I can speak Greek, but not write or spell very well! Most people say "μια" as one syllable without sounding like they need an accent. Is there any sort of rule for when you write "μια" and when you write "μία"? Or is it always written "μία"?
The general grammar rule dictates that all words with two or more syllables get an accent (so that you know which syllable to stress when speaking). There are of course a few exceptions to this rule. One of them being that words with two vowels pronounced as one syllable (π.χ μια, για, πια, γιος) do not get an accent. That said, there is a subtle difference on when to use μία and when to use μια. Μια is an indefinite article so in english you would use it like "a/an". Μία is a numerical article and in english you'd use it instead of "one".
If this is the case, then the Greek in this sentence is slightly wrong, and so are pretty much all the sentences with "μία" because Duolingo always uses μία rather than μια!
If it is μία γυναίκα the translation should be one woman.

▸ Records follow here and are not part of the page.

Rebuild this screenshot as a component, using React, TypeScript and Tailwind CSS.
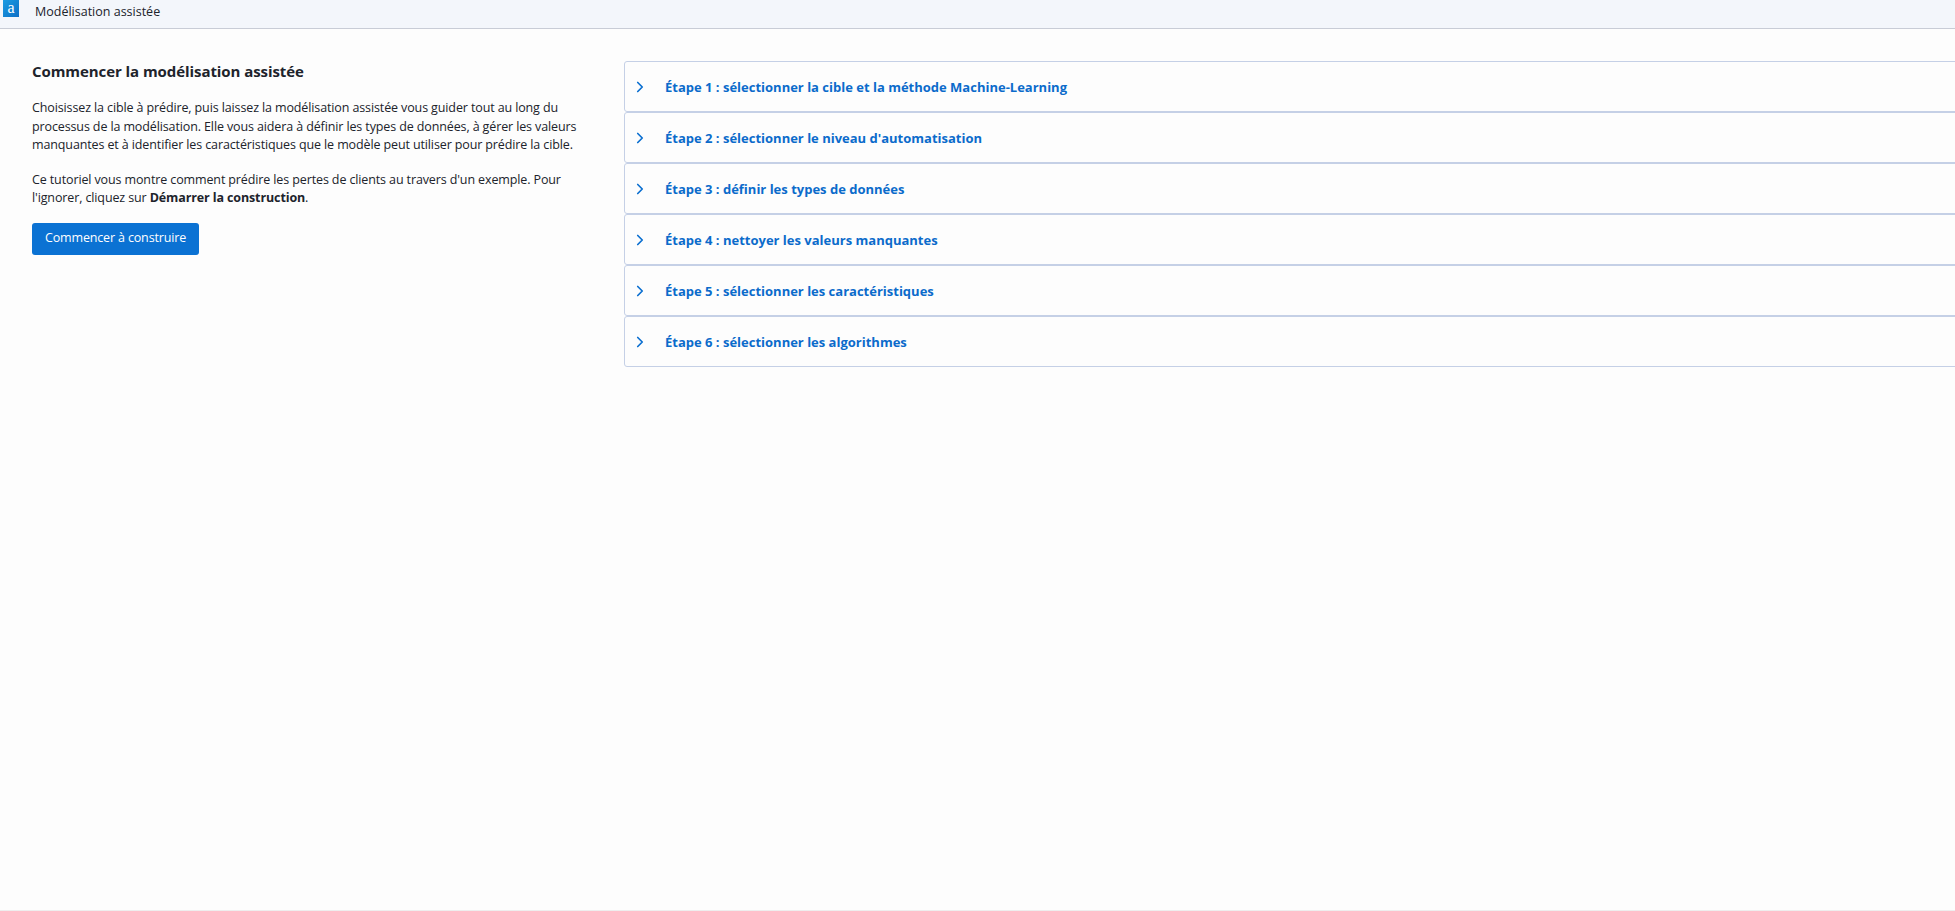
import React from "react";
import { ChevronRight } from "lucide-react";

const steps = [
  "Étape 1 : sélectionner la cible et la méthode Machine-Learning",
  "Étape 2 : sélectionner le niveau d'automatisation",
  "Étape 3 : définir les types de données",
  "Étape 4 : nettoyer les valeurs manquantes",
  "Étape 5 : sélectionner les caractéristiques",
  "Étape 6 : sélectionner les algorithmes",
];

const App = () => {
  return (
    <div className="h-[911px] w-full overflow-hidden bg-[#fdfdfd] flex flex-col font-['Open_Sans','Noto_Sans',sans-serif] text-[#20232b]">
      {/* top bar */}
      <div className="h-[29px] shrink-0 bg-[#f3f6fb] border-b border-[#c8ccd6] flex items-start">
        <div className="ml-[3px] w-4 h-[17px] bg-gradient-to-br from-[#1b9ce2] to-[#0f6fc6] text-center text-white text-[16px] leading-[15px] font-['Liberation_Serif',serif]">
          a
        </div>
        <span className="ml-4 mt-[3px] text-[12.5px] leading-[17px]">Modélisation assistée</span>
      </div>

      {/* content */}
      <div className="flex-1 flex items-start">
        {/* left area */}
        <div className="w-[624px] shrink-0 pl-8 pt-[32px]">
          <h1 className="text-[15px] leading-5 font-bold tracking-[-0.07px]">Commencer la modélisation assistée</h1>
          <p className="mt-[18px] text-[12.5px] leading-[18.5px] tracking-[-0.12px]">
            Choisissez la cible à prédire, puis laissez la modélisation assistée vous guider tout au long du
            <br />
            processus de la modélisation. Elle vous aidera à définir les types de données, à gérer les valeurs
            <br />
            manquantes et à identifier les caractéristiques que le modèle peut utiliser pour prédire la cible.
          </p>
          <p className="mt-[16px] text-[12.5px] leading-[18.5px] tracking-[-0.12px]">
            Ce tutoriel vous montre comment prédire les pertes de clients au travers d'un exemple. Pour
            <br />
            l'ignorer, cliquez sur <b className="font-bold">Démarrer la construction</b>.
          </p>
          <button className="mt-[15px] w-[167px] h-8 rounded-[3px] bg-[#0b72d3] text-white text-[12.5px] tracking-[-0.15px]">
            Commencer à construire
          </button>
        </div>

        {/* right area */}
        <div className="flex-1 -mr-1 pt-8 flex flex-col">
          {steps.map((step) => (
            <div
              key={step}
              className="h-[51px] border border-[#c5d0e6] rounded-[3px] flex items-center pl-[6px] bg-[#fdfdfd]"
            >
              <ChevronRight className="w-[18px] h-[18px] text-[#0b6fd0]" strokeWidth={2.25} />
              <span className="ml-4 pt-[2px] text-[13px] font-bold text-[#0b6bcb]">{step}</span>
            </div>
          ))}
        </div>
      </div>

      {/* bottom line */}
      <div className="h-px shrink-0 bg-[#eeeeee]" />
    </div>
  );
};

export default App;
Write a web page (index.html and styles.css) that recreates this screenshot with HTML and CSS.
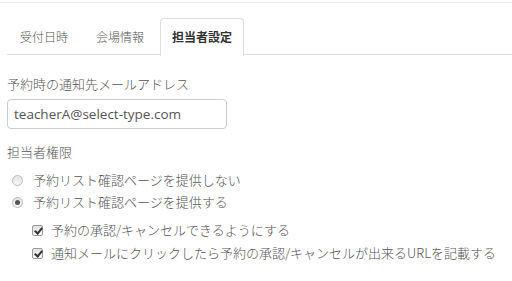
FILE: index.html
```html
<!DOCTYPE html>
<html lang="ja">
<head>
  <meta charset="UTF-8">
  <title>担当者設定</title>
  <link rel="stylesheet" href="styles.css">
</head>
<body>
  <div class="topbar"></div>
  <div class="panel">
    <ul class="tabs">
      <li class="tab">受付日時</li>
      <li class="tab">会場情報</li>
      <li class="tab active">担当者設定</li>
    </ul>

    <div class="form">
      <label class="field-label" for="mail">予約時の通知先メールアドレス</label>
      <input type="text" id="mail" class="text-input" value="teacherA@select-type.com">

      <div class="field-label group-label">担当者権限</div>
      <label class="option radio-row first">
        <input type="radio" name="perm"> 予約リスト確認ページを提供しない
      </label>
      <label class="option radio-row">
        <input type="radio" name="perm" checked> 予約リスト確認ページを提供する
      </label>

      <div class="sub-options">
        <label class="option check-row">
          <input type="checkbox" checked> 予約の承認/キャンセルできるようにする
        </label>
        <label class="option check-row">
          <input type="checkbox" checked> 通知メールにクリックしたら予約の承認/キャンセルが出来るURLを記載する
        </label>
      </div>
    </div>
  </div>
</body>
</html>
```

FILE: styles.css
```css
body {
  margin: 0;
  background: #fff;
  color: #555;
  font-family: "Noto Sans CJK JP", "Noto Sans", sans-serif;
  font-weight: 300;
  font-size: 13px;
}
.topbar {
  height: 2px;
  border-bottom: 1px solid #ebebeb;
}
.panel {
  padding: 15px 0 0 7px;
}
.tabs {
  display: flex;
  margin: 0;
  padding: 0 0 0 1px;
  list-style: none;
  border-bottom: 1px solid #ddd;
  height: 36px;
}
.tab {
  font-size: 12px;
  line-height: 36px;
  padding: 0 11px;
  margin-right: 4px;
  color: #555;
  border: 1px solid transparent;
  border-bottom: none;
}
.tab.active {
  background: #fff;
  color: #333;
  font-weight: bold;
  border-color: #ddd;
  border-radius: 4px 4px 0 0;
  height: 37px;
  margin-bottom: -1px;
}
.form {
  padding-top: 20px;
}
.field-label {
  display: block;
  line-height: 18px;
}
.text-input {
  display: block;
  box-sizing: border-box;
  width: 220px;
  height: 30px;
  margin: 6px 0 0 0;
  padding: 0 6px;
  border: 1px solid #ccc;
  border-radius: 4px;
  color: #555;
  font-family: "Open Sans", "Noto Sans", sans-serif;
  font-size: 13.5px;
}
.group-label {
  margin-top: 14px;
}
.option {
  display: flex;
  align-items: center;
  gap: 10px;
  line-height: 18px;
}
.radio-row {
  margin-top: 4px;
  padding-left: 5px;
}
.radio-row.first {
  margin-top: 10px;
}
.sub-options {
  padding-left: 25px;
  margin-top: 10px;
}
.check-row {
  gap: 8px;
}
.check-row + .check-row {
  margin-top: 5px;
}
input[type="radio"],
input[type="checkbox"] {
  appearance: none;
  margin: 0;
  width: 11px;
  height: 11px;
  flex: none;
  border: 1px solid #bbb;
  background: linear-gradient(#e2e2e2, #f8f8f8);
  position: relative;
}
input[type="radio"] {
  border-radius: 50%;
}
input[type="radio"]:checked::after {
  content: "";
  position: absolute;
  left: 2px;
  top: 2px;
  width: 5px;
  height: 5px;
  border-radius: 50%;
  background: #555;
}
input[type="checkbox"] {
  border-radius: 2px;
  border-color: #999;
}
input[type="checkbox"]:checked::after {
  content: "";
  position: absolute;
  left: 3px;
  top: 0px;
  width: 3px;
  height: 6px;
  border: solid #333;
  border-width: 0 2px 2px 0;
  transform: rotate(40deg);
}
```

Plus the audio is inconsistent, when you hover over the word you hear μία, when the sentence audio plays you hear μια. I'd report it.
I believe you are wrong. There is no difference in meaning for μία and μια, they are completely interchangeable as far as I can think. They are only pronounced differently. μία = MEE-ah μια = mnya, mnja
Are you a native Greek? Or do you speak Greek fluently? I ask it because I need some help with pronunciation of μ. I also hear it like "mn" in some words (e.g. ομικρον in some lessons audio) in this course, but mods said me "no, it's your delusion, it always pronounced like "m". I'm confused of it. P.S. I'm russian :)
Like a strong w (woman) when it's before α, ο, ω, ου. Like y (yes) before ι, η, υ, ει, οι, ε, αι.
Oh !!! But i am hearing it as "gh" or "غ"(in arabic) , ALTHOUGH it MUST be pronounced as "g"(like in gum)
γ is lowercase gamma, which is pronounced almost like you would pronounce a G in english, but slightly softer/faster. Think of the G in "amigo".
What is the difference among "ι,ί,υ,η" since they are all pronounced as "i"?
Also, is the letter "γ" is pronouced like "gh" or "غ(in arabic) ?
Plus, is "αί" pronounced like the french "ai" ?
What is the difference between ενα and μία
And what is the difference among το,ο,η
Finally, is "κορίτσι" pronounced like " korichi"( ch like in cheese). And when to pronounce "σ" as "s" and when as "ch" ?
Sorry for bothering, and thanks in advance
I am having trouble remembering "κορίτσι" and "αγόρι". Do they have any cognates in English?
I was going to post the same observation. I think sometimes the sound is not quite exact. Another example is δέλτα, where I keep hearing κ instead of δ. Also, final ς is sometimes missing in the sound. Sound file compression is to strong? Right now I am on a fast internet connection. When I use a slow connection, sound is worse. -- Somewhere I read that Duolingo's Greek is a beta version, so a final version will be better, I hope.